Further cuts in interest rates likely despite dollar's retreat

Ford's pullout from Australian production after nine decades together with slowing Chinese economic growth reinforced bets Australia's central bank will add to interest rate cuts even after the local currency plunged.

Ford's pullout from Australian production after nine decades together with slowing Chinese economic growth reinforced bets Australia's central bank will add to interest rate cuts even after the local currency plunged.

Interest rate markets show a 56 per cent chance the Reserve Bank of Australia will cut by September after lowering its benchmark to a record 2.75 per cent this month.

The Australian dollar remains the world's most overvalued currency even after dropping 10 per cent against the US dollar this month.

Slowing growth in China, Australia's biggest export market, is spurring concern the RBA's 2 percentage points' worth of rate cuts in 19 months won't be enough to offset the drag from a currency that is still trading well above its 30-year average.

The Australian dollar's retreat came too late to save Ford Australia, which said its costs are double those in Europe and four times those in Asia.

"The fall in the Australian dollar will be warmly welcomed by the Reserve Bank since a lower currency is an effective policy easing," chief economist at Westpac Bill Evans said. He predicts policymakers will cut as early as next week and eventually lower the benchmark to 2 per cent.

The Australian dollar bought US96.45¢ late in the Sydney session after touching US95.94¢ last week. The currency was 29 per cent above purchasing power parity, based on differences in consumer price changes, according to Bloomberg figures.

China's manufacturing is easing as its economy decelerates, weakening commodity prices that have underpinned a decade-long expansion in Australia's resources industries. China's President Xi Jinping has signalled a tolerance for slower expansion to avoid environmental degradation.

China's economy slowed to 7.7 per cent growth in the first quarter, while remaining above the government's full-year target of 7.5 per cent. The economy expanded 7.8 per cent in 2012, the slowest in 13 years.

China's output may slow to a 6 per cent pace for at least a couple of quarters in coming years, according to Robert Mead, of Pacific Investment Management. And the RBA's willingness to add to rate cuts will wane as the Aussie's decline provides relief to the domestic economy, according to Citigroup.

"Our view of a lower Australian dollar for longer will help with the move to export and domestic-led growth once the mining boom peaks," said Paul Brennan, a senior economist at Citigroup in Sydney. "It also portends the risk of an increase in tradeables inflation, furthering our view that the RBA is done with the current easing cycle."

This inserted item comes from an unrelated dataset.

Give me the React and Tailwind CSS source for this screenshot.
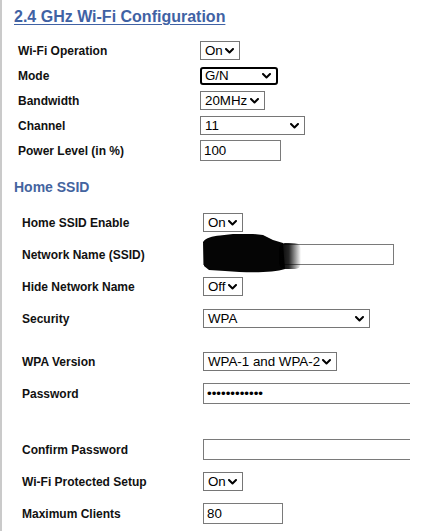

The Aussie may fall to US95¢ or lower amid prospects the Federal Reserve will move to slow stimulus measures, Mr Brennan said in a note to clients.

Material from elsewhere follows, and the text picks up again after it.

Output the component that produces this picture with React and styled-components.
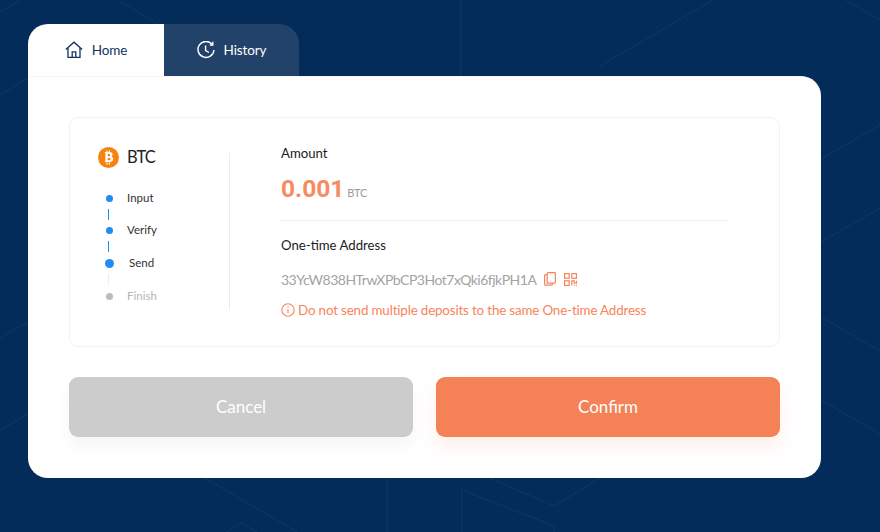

Federal Reserve chairman Ben Bernanke said this month the US central bank may cut the pace of asset purchases if there are indications of sustained growth, spurring a rally in the greenback.

Goldman Sachs said last week it remained bearish on the Aussie, expecting it to fall to US90¢ in 12 months.

Australia's mining boom is probably at its peak after companies scrapped or put off $150 billion of resources and energy projects in the past year, the government said this month.